To generate a different value of @href for every sonnet’s link (and, later, for the @id to which the @href points), we need to use XPath. We describe how to do this in our page about Attribute value templates (AVT). For reasons explained at that page, to delimit our XPath expression within the otherwise literal attribute value we need to encase it in curly braces ({}). We can retrieve the unique roman numeral for the sonnet we are processing at the moment by looking for it in the @number attribute of that <sonnet>. We concatenate the raw string sonnet with the retrieved value of the @number attribute as follows (see our documentation on AVTs for an explanation of the role of the curly braces):

<a href="#sonnet{@number}">
    …
</a>

We also need to sort the first lines. Unless we specify otherwise, XSLT will process the sonnets in document order, which is numerical order because they happen to be arranged that way in the input XML document. In addition to sorting the first lines, we also want to render the textual content of the line before the sonnet number (roman numeral). If we don’t do that, although our lines will be alphabetical order, users won’t be able to see that easily because each line will begin with a roman numeral that isn’t part of that sort order. What we really want is for users to glance down the left margin of the list of first lines and find the ones they want easily. To make the alphabetic order easier to see, we move the <xsl:apply-templates> selecting our first line to the beginning of the ouput, and move the roman numeral to the end, wrapped in parentheses. As always, instead of outputting raw text when we’re creating mixed content, we wrap all raw text in <xsl:text> elements, which helps prevent quirky white-space handling.

The next change we have to make in order to get our table of contents to link to our sonnets is to create @id attributes for the targets of our links, so that when the user clicks on a link, there will be somewhere to scroll to. Remember that the @href values that we‘ve created for our clickable links must start with hashmarks (#), but the values of the identifiers (@id attributes) they point to must not start with hashmarks (#).
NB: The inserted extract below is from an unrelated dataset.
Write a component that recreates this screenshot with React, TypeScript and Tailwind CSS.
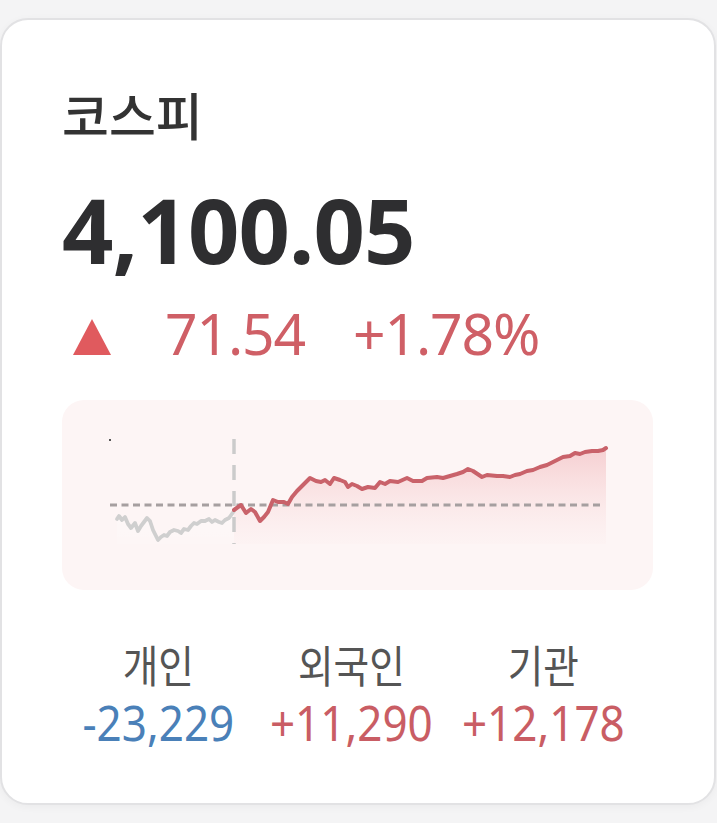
import React from "react";

const grayPts: [number, number][] = [
  [117, 521], [119, 518], [122, 522], [125, 519], [128, 526], [131, 530], [135, 525],
  [138, 533], [141, 528], [144, 524], [147, 520], [150, 523], [153, 532], [156, 538],
  [158, 542], [161, 539], [164, 537], [167, 538], [170, 534], [174, 532], [178, 533],
  [181, 535], [184, 531], [188, 532], [191, 528], [194, 525], [197, 526], [201, 523],
  [205, 523], [209, 521], [212, 524], [215, 522], [219, 524], [222, 525], [225, 522],
  [229, 520], [234, 513],
];

const redPts: [number, number][] = [
  [234, 512], [241, 507], [246, 515], [251, 511], [255, 514], [260, 523], [264, 519],
  [268, 514], [273, 502], [278, 504], [284, 504], [288, 506], [292, 499], [297, 493],
  [303, 487], [310, 480], [316, 483], [321, 484], [325, 482], [330, 486], [334, 480],
  [340, 482], [345, 484], [348, 489], [352, 486], [357, 488], [362, 491], [368, 489],
  [375, 490], [380, 484], [385, 486], [390, 483], [398, 484], [407, 480], [413, 483],
  [422, 483], [427, 480], [437, 479], [443, 480], [450, 478], [457, 476], [463, 474],
  [468, 471], [473, 473], [482, 479], [487, 477], [497, 478], [503, 478], [510, 479],
  [515, 477], [520, 476], [527, 473], [533, 472], [540, 469], [547, 467], [557, 462],
  [563, 459], [570, 458], [575, 455], [580, 456], [585, 454], [592, 453], [598, 453],
  [603, 452], [606, 450],
];

const toLine = (pts: [number, number][]) =>
  pts.map(([x, y], i) => `${i === 0 ? "M" : "L"}${x},${y}`).join(" ");

const KospiChart = () => {
  const redLine = toLine(redPts);
  const grayLine = toLine(grayPts);
  return (
    <svg width="591" height="190" viewBox="62 402 591 190" className="block">
      <defs>
        <linearGradient id="redFill" x1="0" y1="450" x2="0" y2="546" gradientUnits="userSpaceOnUse">
          <stop offset="0" stopColor="#ea9196" stopOpacity="0.38" />
          <stop offset="1" stopColor="#f6c4c6" stopOpacity="0.04" />
        </linearGradient>
        <linearGradient id="grayFill" x1="0" y1="513" x2="0" y2="546" gradientUnits="userSpaceOnUse">
          <stop offset="0" stopColor="#ffffff" stopOpacity="0.35" />
          <stop offset="1" stopColor="#ffffff" stopOpacity="0.1" />
        </linearGradient>
      </defs>
      <path d={`${grayLine} L234,546 L117,546 Z`} fill="url(#grayFill)" />
      <path d={`${redLine} L606,546 L234,546 Z`} fill="url(#redFill)" />
      <line x1="110" y1="507" x2="600" y2="507" stroke="#a69fa0" strokeWidth="3.2" strokeDasharray="7 4.5" />
      <line x1="234" y1="441" x2="234" y2="546" stroke="#cbcbcb" strokeWidth="3.5" strokeDasharray="15 11" />
      <rect x="109" y="441" width="2" height="2" fill="#555" />
      <path d={grayLine} fill="none" stroke="#cfcfcf" strokeWidth="3.8" strokeLinejoin="round" strokeLinecap="round" />
      <path d={redLine} fill="none" stroke="#c9626a" strokeWidth="4" strokeLinejoin="round" strokeLinecap="round" />
    </svg>
  );
};

const investors = [
  { label: "개인", value: "-23,229", color: "text-[#4a80b8]" },
  { label: "외국인", value: "+11,290", color: "text-[#c95d64]" },
  { label: "기관", value: "+12,178", color: "text-[#c95d64]" },
];

export default function App() {
  return (
    <div
      className="h-[823px] w-[717px] overflow-hidden bg-[#f4f4f5] pt-[18px]"
      style={{ fontFamily: '"Noto Sans", "Noto Sans CJK KR", sans-serif' }}
    >
      <div className="flex h-[787px] w-[716px] flex-col rounded-[28px] border-2 border-[#e2e2e4] bg-white pl-[60px] shadow-[0_2px_8px_rgba(0,0,0,0.04)]">
        <h2
          className="mt-[69px] text-[51px] font-medium leading-none text-[#333333]"
          style={{ fontFamily: '"Noto Sans CJK KR", sans-serif' }}
        >
          코스피
        </h2>

        <div className="mt-[44px] text-[90px] font-bold leading-none tracking-[-0.01em] text-[#2e2e30]">
          4,100.05
        </div>

        <div className="mt-[31px] flex items-center text-[57px] leading-none tracking-[-0.02em] text-[#cf5f66]">
          <svg width="40" height="36" viewBox="0 0 40 36" className="ml-[10px] mt-[6px] shrink-0">
            <polygon points="20,0 39,36 1,36" fill="#e05a5e" />
          </svg>
          <span className="ml-[53px]">71.54</span>
          <span className="ml-[48px]">+1.78%</span>
        </div>

        <div className="mt-[38px] h-[190px] w-[591px] overflow-hidden rounded-[22px] bg-[#fdf5f5]">
          <KospiChart />
        </div>

        <div className="mt-[54px] grid w-[578px] grid-cols-3">
          {investors.map((it) => (
            <div key={it.label} className="flex scale-x-[0.88] flex-col items-center">
              <span
                className="h-[44px] text-[44px] leading-[40px] text-[#555555]"
                style={{ fontFamily: '"Noto Sans CJK KR", sans-serif' }}
              >
                {it.label}
              </span>
              <span className={`mt-[9px] text-[50px] leading-none ${it.color}`}>{it.value}</span>
            </div>
          ))}
        </div>
      </div>
    </div>
  );
}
We chose to put the identifiers on the <section> elements that we generate; this way, when users click on a link to a sonnet.

Alphabetizing the first lines

Finally, we need to sort the table of contents in alphabetical order of their first lines. We can do that by putting <xsl:sort> between the start and end tags of <xsl:apply-templates>, but if that’s all we do, we’ll get one error. The exception is that Sonnet CXXI begins with ‘Tis, and the apostrophe at the beginning of that line will cause that line to be sorted alphabetically before all other sonnets. This happens because if all we do is tell the system to sort, it uses all characters in the first line to sort, and it doesn’t know that the leading apostrophe should be ignored.
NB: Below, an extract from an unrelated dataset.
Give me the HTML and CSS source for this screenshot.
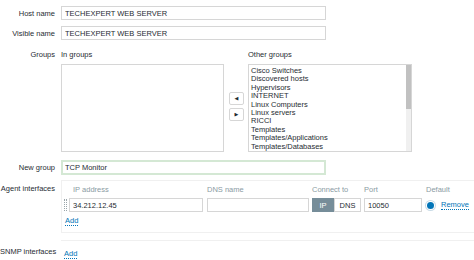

We can fix this problem by using the XPath translate() function inside the @select attribute of <xsl:sort> to modify the sonnets before sorting them. Because we use translate() only for sorting purposes, we aren’t changing what we write into the output, so although the apostrophe will be ignored during sorting, it will be rendered where it belongs, that is, where it occurred in the original input. We do that by putting the instruction to translate it away into nothing (an empty string, using the translate() function) inside the value of the @select attribute of the <xsl:sort> element.
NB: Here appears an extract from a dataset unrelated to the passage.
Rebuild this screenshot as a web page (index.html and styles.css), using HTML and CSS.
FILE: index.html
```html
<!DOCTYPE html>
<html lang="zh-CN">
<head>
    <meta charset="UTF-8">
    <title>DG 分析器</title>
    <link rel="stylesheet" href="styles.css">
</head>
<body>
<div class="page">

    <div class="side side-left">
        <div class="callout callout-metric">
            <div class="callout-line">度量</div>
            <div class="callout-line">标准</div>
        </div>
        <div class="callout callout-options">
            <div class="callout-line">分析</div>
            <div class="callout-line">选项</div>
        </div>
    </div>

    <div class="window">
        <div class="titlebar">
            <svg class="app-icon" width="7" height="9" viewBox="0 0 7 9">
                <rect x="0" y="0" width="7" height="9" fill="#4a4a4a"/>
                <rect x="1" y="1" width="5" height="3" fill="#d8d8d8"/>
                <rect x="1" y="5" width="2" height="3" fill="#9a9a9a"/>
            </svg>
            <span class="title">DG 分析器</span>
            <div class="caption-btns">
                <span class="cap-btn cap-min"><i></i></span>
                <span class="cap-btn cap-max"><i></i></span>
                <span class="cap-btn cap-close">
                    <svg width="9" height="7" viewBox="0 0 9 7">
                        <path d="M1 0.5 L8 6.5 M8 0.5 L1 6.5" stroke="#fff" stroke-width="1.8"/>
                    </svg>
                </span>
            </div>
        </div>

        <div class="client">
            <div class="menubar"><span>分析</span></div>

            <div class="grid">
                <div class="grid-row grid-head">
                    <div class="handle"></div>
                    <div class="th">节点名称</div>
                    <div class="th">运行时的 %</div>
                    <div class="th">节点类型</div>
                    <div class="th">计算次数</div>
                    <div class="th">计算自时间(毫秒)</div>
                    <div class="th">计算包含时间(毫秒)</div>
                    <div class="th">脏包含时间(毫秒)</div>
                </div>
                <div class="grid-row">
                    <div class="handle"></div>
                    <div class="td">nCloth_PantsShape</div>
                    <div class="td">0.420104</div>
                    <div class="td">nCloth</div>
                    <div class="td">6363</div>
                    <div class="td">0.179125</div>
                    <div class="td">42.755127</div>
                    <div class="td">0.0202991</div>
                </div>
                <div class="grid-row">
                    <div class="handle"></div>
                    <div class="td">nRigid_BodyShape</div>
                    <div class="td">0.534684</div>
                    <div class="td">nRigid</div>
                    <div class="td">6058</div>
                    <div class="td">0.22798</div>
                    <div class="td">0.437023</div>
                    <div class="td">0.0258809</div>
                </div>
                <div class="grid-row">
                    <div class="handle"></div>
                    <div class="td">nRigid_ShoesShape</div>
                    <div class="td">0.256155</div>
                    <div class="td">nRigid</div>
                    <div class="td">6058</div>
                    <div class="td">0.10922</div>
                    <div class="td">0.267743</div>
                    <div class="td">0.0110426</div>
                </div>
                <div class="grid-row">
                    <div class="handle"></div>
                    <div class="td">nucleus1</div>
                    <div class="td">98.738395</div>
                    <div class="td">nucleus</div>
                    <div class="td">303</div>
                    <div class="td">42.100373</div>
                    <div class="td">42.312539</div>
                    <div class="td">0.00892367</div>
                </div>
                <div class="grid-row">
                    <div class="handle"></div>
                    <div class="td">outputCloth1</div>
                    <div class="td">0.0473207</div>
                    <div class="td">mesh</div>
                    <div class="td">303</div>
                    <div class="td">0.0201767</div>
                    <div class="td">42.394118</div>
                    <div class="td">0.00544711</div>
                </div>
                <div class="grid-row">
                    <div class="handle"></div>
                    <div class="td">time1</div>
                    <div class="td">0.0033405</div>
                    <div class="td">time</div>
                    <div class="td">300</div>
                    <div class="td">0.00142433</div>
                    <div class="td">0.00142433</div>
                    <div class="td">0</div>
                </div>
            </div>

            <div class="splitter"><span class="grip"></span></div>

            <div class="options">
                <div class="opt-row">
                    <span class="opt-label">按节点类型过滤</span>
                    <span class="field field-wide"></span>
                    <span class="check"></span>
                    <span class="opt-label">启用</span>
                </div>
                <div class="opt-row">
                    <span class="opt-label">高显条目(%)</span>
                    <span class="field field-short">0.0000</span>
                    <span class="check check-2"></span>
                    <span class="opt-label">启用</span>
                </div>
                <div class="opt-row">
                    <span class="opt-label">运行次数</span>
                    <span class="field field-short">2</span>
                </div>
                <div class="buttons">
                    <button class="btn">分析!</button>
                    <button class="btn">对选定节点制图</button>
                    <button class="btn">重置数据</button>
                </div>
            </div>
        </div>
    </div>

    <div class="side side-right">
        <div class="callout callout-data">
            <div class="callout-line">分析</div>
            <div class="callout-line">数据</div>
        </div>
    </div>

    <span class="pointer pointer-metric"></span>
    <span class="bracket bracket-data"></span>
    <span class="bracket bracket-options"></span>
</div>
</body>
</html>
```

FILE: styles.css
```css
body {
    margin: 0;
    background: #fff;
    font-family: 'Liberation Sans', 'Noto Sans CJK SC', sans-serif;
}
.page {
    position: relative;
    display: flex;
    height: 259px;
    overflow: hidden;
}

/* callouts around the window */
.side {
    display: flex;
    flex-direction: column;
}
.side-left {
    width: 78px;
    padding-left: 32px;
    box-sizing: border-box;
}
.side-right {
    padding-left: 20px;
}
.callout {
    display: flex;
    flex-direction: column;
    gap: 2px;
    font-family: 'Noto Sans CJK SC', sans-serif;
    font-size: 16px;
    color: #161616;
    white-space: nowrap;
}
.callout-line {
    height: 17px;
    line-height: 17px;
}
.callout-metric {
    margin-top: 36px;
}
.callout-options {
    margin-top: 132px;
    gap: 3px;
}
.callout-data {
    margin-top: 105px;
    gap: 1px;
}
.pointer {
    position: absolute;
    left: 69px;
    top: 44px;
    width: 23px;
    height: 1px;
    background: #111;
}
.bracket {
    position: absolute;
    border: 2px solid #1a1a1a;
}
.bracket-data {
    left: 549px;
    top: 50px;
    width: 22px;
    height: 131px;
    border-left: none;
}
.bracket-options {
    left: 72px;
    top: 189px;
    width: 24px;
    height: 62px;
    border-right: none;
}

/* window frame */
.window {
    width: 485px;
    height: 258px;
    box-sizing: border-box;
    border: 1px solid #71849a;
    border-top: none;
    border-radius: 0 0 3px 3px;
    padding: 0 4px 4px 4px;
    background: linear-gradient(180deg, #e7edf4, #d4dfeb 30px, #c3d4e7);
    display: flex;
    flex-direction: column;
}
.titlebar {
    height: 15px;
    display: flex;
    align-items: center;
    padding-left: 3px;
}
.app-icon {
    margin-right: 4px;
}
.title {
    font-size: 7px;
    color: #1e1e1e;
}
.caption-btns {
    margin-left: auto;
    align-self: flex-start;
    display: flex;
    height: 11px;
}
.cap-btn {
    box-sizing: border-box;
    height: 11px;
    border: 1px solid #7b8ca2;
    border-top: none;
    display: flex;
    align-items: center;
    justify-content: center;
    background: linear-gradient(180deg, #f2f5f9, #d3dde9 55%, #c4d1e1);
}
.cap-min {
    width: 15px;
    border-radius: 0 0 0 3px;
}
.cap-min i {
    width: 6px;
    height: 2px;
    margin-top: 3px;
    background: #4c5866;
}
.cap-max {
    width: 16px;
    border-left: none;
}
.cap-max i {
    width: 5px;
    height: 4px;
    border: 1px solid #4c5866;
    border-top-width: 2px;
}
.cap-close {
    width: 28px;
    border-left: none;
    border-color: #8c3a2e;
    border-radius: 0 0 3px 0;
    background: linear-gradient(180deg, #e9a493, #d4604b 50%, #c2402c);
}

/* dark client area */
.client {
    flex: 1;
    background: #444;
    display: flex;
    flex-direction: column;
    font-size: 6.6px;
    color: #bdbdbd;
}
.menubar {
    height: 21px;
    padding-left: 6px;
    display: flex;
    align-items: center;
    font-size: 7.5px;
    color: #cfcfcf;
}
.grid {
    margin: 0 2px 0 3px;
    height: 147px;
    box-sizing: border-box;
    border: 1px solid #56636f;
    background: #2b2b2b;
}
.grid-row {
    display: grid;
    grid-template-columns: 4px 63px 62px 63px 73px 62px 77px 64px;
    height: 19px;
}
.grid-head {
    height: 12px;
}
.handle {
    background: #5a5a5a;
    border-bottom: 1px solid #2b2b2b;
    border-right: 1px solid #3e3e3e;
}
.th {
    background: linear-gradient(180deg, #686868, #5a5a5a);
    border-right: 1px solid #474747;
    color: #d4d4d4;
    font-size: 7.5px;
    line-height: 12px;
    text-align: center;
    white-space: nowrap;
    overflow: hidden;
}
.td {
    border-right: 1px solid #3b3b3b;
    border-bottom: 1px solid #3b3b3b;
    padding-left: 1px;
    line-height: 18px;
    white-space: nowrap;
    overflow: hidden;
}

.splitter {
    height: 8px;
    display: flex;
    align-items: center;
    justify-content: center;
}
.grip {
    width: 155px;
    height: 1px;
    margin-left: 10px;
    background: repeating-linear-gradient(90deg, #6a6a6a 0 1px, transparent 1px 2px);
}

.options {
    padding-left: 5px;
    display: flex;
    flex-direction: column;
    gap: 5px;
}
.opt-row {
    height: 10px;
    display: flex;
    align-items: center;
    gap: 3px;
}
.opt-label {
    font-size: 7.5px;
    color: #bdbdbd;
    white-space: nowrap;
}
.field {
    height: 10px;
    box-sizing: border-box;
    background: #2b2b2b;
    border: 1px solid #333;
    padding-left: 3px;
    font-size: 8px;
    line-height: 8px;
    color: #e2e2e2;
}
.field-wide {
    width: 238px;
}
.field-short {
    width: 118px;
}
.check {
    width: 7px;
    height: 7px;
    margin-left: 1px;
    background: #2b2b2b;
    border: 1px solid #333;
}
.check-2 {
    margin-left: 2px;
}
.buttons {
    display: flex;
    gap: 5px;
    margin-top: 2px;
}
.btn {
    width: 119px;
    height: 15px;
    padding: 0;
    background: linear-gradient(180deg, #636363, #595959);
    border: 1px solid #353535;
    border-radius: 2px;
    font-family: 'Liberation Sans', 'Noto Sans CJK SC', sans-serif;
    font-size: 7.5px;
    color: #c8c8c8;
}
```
The problem we run into while trying to use this function involves nesting our quotation marks so that our XSLT document remains well-formed. We have only two sets of quotation marks available in XPath: single and double. If we need both, we can nest them, but here we need three: the value of the @select attribute must be inside quotation marks, the second and third arguments to translate() are strings that must be inside quotation marks, and the character we want to translate away is also a quotation mark. Our solution here encloses the attribute value with single quotation marks, it encloses the arguments of translate() in double quotation marks, and it uses the &apos; character entity to represent the apostrophe we want to remove from our text for sorting. There are other methods of accomplishing this, as well (see below).

So how does &apos; work? We’ve been using three built-in XML character entities so far: &amp; (ampersand, or &), &lt; (less than, or <), and &gt; (greater than, or >). XML builds in two more character entities: &apos; for the straight apostrophe (')) and &quot; for the straight double quotation mark ("). Here we exploit the fact that when our XSLT stylesheet is checked for well-formedness, the &apos; character entity has not yet been transformed into an apostrophe, so we don’t have an unmatched quotation mark. If you copy and paste our code, above, into <oXygen/> and try replacing the character entity with a raw single apostrophe character, the squiggly red line will appear to tell you that that’s forbidden. The character entity lets us get away with having one more level of quotation marks.

XPath magic

We can think of at least two alternative ways of protecting the straight apostrophe from raising an error. One is that we can declare a variable, the value of which is just the single apostophe, and then refer to the variable inside the translate() function:

<xsl:variable name="apostrophe" as="xs:string">'</xsl:variable>

We take advantage of the fact that a variable value can be specified in two different ways in XSLT, either as the value of a @select attribute on the <xsl:variable> element or as the content of that element, between the start and end tags. Using the @select attribute wouldn’t address our problem of running out of distinct types of quotation marks, but using a literal string between the start- and end-tags is safe. We can then refer to our variable inside the translate() function:

<xsl:sort select="translate(., $apostrophe, '')">

Alternatively, we can escape the apostrophe (that is, tell it not to have its regular meaning of string-delimiter) inside quotation marks by doubling it:

<xsl:sort select="translate(.,'''','')"/>

As Michael Kay puts it, the delimiter of a string literal can be included in the string literal by doubling it. (http://stackoverflow.com/questions/13482352/xquery-looking-for-text-with-single-quote) In other words, you can include an apostrophe inside apostrophes by doubling it, that is, by using a sequence of four apostrophes, rather than the three that correspond to what you mean.